Code that builds pages:
········

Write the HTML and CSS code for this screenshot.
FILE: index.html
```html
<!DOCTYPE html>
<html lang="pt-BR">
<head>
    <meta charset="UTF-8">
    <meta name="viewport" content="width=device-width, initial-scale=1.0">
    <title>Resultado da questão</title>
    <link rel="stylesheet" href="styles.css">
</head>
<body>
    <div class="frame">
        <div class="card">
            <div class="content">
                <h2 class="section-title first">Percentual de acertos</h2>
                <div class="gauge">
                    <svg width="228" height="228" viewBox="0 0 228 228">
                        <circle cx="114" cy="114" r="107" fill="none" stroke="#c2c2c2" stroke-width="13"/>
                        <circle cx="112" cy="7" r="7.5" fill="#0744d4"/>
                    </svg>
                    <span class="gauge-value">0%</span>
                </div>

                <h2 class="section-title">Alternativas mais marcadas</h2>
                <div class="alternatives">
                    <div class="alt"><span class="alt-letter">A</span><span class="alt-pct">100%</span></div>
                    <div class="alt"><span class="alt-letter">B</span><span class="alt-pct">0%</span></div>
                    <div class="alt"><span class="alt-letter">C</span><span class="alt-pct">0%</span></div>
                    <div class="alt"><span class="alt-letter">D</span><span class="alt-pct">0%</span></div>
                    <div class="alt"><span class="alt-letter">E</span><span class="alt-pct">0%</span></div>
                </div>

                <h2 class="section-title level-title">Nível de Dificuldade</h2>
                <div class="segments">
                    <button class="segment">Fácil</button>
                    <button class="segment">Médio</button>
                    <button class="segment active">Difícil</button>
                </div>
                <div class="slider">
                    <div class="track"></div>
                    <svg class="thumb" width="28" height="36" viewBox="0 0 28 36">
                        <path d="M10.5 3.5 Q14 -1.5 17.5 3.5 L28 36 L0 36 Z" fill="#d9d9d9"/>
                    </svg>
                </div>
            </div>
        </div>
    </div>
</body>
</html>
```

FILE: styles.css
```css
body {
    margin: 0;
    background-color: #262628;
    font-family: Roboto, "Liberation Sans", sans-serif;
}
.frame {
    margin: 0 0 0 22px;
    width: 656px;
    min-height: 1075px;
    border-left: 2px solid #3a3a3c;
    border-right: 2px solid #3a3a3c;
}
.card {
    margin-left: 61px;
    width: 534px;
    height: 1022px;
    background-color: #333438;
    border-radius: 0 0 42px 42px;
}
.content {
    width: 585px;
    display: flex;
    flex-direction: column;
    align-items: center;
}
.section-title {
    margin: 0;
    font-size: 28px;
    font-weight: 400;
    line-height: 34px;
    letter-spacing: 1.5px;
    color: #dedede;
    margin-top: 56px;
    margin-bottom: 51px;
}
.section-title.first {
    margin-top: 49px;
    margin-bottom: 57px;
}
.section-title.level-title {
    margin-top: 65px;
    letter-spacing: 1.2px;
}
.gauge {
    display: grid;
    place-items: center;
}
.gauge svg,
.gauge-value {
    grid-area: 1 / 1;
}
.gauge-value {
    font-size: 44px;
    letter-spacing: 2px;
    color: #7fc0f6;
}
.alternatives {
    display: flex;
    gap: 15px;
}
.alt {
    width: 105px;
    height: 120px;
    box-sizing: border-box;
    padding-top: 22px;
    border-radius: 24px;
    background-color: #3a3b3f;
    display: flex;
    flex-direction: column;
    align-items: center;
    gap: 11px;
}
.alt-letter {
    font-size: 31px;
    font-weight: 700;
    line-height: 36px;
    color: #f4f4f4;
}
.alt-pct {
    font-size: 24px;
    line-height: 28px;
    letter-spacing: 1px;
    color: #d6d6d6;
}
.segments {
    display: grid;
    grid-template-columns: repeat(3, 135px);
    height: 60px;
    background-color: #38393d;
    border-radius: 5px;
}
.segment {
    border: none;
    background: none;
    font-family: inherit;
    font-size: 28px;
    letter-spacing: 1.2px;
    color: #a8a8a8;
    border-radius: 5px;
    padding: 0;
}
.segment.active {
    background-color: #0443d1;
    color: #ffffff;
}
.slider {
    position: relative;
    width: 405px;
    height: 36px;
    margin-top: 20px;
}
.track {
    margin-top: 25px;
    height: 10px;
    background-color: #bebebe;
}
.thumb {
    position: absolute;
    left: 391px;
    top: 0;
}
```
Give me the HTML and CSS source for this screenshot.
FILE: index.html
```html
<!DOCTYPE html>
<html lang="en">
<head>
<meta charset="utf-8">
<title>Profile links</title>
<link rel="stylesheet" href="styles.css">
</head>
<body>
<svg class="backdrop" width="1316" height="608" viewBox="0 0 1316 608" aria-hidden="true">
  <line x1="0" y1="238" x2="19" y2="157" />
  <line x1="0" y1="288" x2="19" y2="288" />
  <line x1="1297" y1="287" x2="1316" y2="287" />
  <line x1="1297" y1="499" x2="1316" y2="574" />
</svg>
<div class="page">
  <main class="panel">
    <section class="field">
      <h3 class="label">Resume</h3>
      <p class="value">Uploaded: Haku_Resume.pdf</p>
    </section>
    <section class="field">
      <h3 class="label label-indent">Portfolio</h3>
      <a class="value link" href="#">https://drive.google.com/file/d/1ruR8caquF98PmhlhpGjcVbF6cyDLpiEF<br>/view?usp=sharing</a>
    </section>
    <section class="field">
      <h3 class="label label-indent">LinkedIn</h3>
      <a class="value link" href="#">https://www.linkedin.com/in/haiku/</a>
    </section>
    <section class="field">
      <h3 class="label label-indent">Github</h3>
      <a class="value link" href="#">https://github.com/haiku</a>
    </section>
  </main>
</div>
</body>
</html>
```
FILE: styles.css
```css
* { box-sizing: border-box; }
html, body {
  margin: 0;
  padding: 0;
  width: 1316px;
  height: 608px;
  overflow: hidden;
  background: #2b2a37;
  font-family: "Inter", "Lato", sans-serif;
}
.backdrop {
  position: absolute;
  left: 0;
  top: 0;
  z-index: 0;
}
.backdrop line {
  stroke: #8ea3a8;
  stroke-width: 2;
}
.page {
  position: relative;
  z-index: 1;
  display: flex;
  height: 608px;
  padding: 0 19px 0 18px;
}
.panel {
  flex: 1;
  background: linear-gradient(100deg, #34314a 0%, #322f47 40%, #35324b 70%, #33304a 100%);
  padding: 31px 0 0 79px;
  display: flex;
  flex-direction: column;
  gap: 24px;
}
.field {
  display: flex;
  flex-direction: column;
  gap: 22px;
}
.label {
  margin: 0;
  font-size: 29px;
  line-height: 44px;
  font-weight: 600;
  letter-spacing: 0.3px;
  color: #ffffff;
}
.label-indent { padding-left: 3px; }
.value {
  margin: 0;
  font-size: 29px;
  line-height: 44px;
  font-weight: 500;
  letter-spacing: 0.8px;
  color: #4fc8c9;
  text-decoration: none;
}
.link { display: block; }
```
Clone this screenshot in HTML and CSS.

········

* [Written problem]:
Print every line of the records exactly. Omit nothing.

* [Task result]:
Write the HTML and CSS code for this screenshot.
FILE: index.html
```html
<!DOCTYPE html>
<html lang="pt-BR">
<head>
    <meta charset="UTF-8">
    <meta name="viewport" content="width=device-width, initial-scale=1.0">
    <title>Resultado da questão</title>
    <link rel="stylesheet" href="styles.css">
</head>
<body>
    <div class="frame">
        <div class="card">
            <div class="content">
                <h2 class="section-title first">Percentual de acertos</h2>
                <div class="gauge">
                    <svg width="228" height="228" viewBox="0 0 228 228">
                        <circle cx="114" cy="114" r="107" fill="none" stroke="#c2c2c2" stroke-width="13"/>
                        <circle cx="112" cy="7" r="7.5" fill="#0744d4"/>
                    </svg>
                    <span class="gauge-value">0%</span>
                </div>

                <h2 class="section-title">Alternativas mais marcadas</h2>
                <div class="alternatives">
                    <div class="alt"><span class="alt-letter">A</span><span class="alt-pct">100%</span></div>
                    <div class="alt"><span class="alt-letter">B</span><span class="alt-pct">0%</span></div>
                    <div class="alt"><span class="alt-letter">C</span><span class="alt-pct">0%</span></div>
                    <div class="alt"><span class="alt-letter">D</span><span class="alt-pct">0%</span></div>
                    <div class="alt"><span class="alt-letter">E</span><span class="alt-pct">0%</span></div>
                </div>

                <h2 class="section-title level-title">Nível de Dificuldade</h2>
                <div class="segments">
                    <button class="segment">Fácil</button>
                    <button class="segment">Médio</button>
                    <button class="segment active">Difícil</button>
                </div>
                <div class="slider">
                    <div class="track"></div>
                    <svg class="thumb" width="28" height="36" viewBox="0 0 28 36">
                        <path d="M10.5 3.5 Q14 -1.5 17.5 3.5 L28 36 L0 36 Z" fill="#d9d9d9"/>
                    </svg>
                </div>
            </div>
        </div>
    </div>
</body>
</html>
```

FILE: styles.css
```css
body {
    margin: 0;
    background-color: #262628;
    font-family: Roboto, "Liberation Sans", sans-serif;
}
.frame {
    margin: 0 0 0 22px;
    width: 656px;
    min-height: 1075px;
    border-left: 2px solid #3a3a3c;
    border-right: 2px solid #3a3a3c;
}
.card {
    margin-left: 61px;
    width: 534px;
    height: 1022px;
    background-color: #333438;
    border-radius: 0 0 42px 42px;
}
.content {
    width: 585px;
    display: flex;
    flex-direction: column;
    align-items: center;
}
.section-title {
    margin: 0;
    font-size: 28px;
    font-weight: 400;
    line-height: 34px;
    letter-spacing: 1.5px;
    color: #dedede;
    margin-top: 56px;
    margin-bottom: 51px;
}
.section-title.first {
    margin-top: 49px;
    margin-bottom: 57px;
}
.section-title.level-title {
    margin-top: 65px;
    letter-spacing: 1.2px;
}
.gauge {
    display: grid;
    place-items: center;
}
.gauge svg,
.gauge-value {
    grid-area: 1 / 1;
}
.gauge-value {
    font-size: 44px;
    letter-spacing: 2px;
    color: #7fc0f6;
}
.alternatives {
    display: flex;
    gap: 15px;
}
.alt {
    width: 105px;
    height: 120px;
    box-sizing: border-box;
    padding-top: 22px;
    border-radius: 24px;
    background-color: #3a3b3f;
    display: flex;
    flex-direction: column;
    align-items: center;
    gap: 11px;
}
.alt-letter {
    font-size: 31px;
    font-weight: 700;
    line-height: 36px;
    color: #f4f4f4;
}
.alt-pct {
    font-size: 24px;
    line-height: 28px;
    letter-spacing: 1px;
    color: #d6d6d6;
}
.segments {
    display: grid;
    grid-template-columns: repeat(3, 135px);
    height: 60px;
    background-color: #38393d;
    border-radius: 5px;
}
.segment {
    border: none;
    background: none;
    font-family: inherit;
    font-size: 28px;
    letter-spacing: 1.2px;
    color: #a8a8a8;
    border-radius: 5px;
    padding: 0;
}
.segment.active {
    background-color: #0443d1;
    color: #ffffff;
}
.slider {
    position: relative;
    width: 405px;
    height: 36px;
    margin-top: 20px;
}
.track {
    margin-top: 25px;
    height: 10px;
    background-color: #bebebe;
}
.thumb {
    position: absolute;
    left: 391px;
    top: 0;
}
```
Give me the HTML and CSS source for this screenshot.
FILE: index.html
```html
<!DOCTYPE html>
<html lang="en">
<head>
<meta charset="utf-8">
<title>Profile links</title>
<link rel="stylesheet" href="styles.css">
</head>
<body>
<svg class="backdrop" width="1316" height="608" viewBox="0 0 1316 608" aria-hidden="true">
  <line x1="0" y1="238" x2="19" y2="157" />
  <line x1="0" y1="288" x2="19" y2="288" />
  <line x1="1297" y1="287" x2="1316" y2="287" />
  <line x1="1297" y1="499" x2="1316" y2="574" />
</svg>
<div class="page">
  <main class="panel">
    <section class="field">
      <h3 class="label">Resume</h3>
      <p class="value">Uploaded: Haku_Resume.pdf</p>
    </section>
    <section class="field">
      <h3 class="label label-indent">Portfolio</h3>
      <a class="value link" href="#">https://drive.google.com/file/d/1ruR8caquF98PmhlhpGjcVbF6cyDLpiEF<br>/view?usp=sharing</a>
    </section>
    <section class="field">
      <h3 class="label label-indent">LinkedIn</h3>
      <a class="value link" href="#">https://www.linkedin.com/in/haiku/</a>
    </section>
    <section class="field">
      <h3 class="label label-indent">Github</h3>
      <a class="value link" href="#">https://github.com/haiku</a>
    </section>
  </main>
</div>
</body>
</html>
```
FILE: styles.css
```css
* { box-sizing: border-box; }
html, body {
  margin: 0;
  padding: 0;
  width: 1316px;
  height: 608px;
  overflow: hidden;
  background: #2b2a37;
  font-family: "Inter", "Lato", sans-serif;
}
.backdrop {
  position: absolute;
  left: 0;
  top: 0;
  z-index: 0;
}
.backdrop line {
  stroke: #8ea3a8;
  stroke-width: 2;
}
.page {
  position: relative;
  z-index: 1;
  display: flex;
  height: 608px;
  padding: 0 19px 0 18px;
}
.panel {
  flex: 1;
  background: linear-gradient(100deg, #34314a 0%, #322f47 40%, #35324b 70%, #33304a 100%);
  padding: 31px 0 0 79px;
  display: flex;
  flex-direction: column;
  gap: 24px;
}
.field {
  display: flex;
  flex-direction: column;
  gap: 22px;
}
.label {
  margin: 0;
  font-size: 29px;
  line-height: 44px;
  font-weight: 600;
  letter-spacing: 0.3px;
  color: #ffffff;
}
.label-indent { padding-left: 3px; }
.value {
  margin: 0;
  font-size: 29px;
  line-height: 44px;
  font-weight: 500;
  letter-spacing: 0.8px;
  color: #4fc8c9;
  text-decoration: none;
}
.link { display: block; }
```
Clone this screenshot in HTML and CSS.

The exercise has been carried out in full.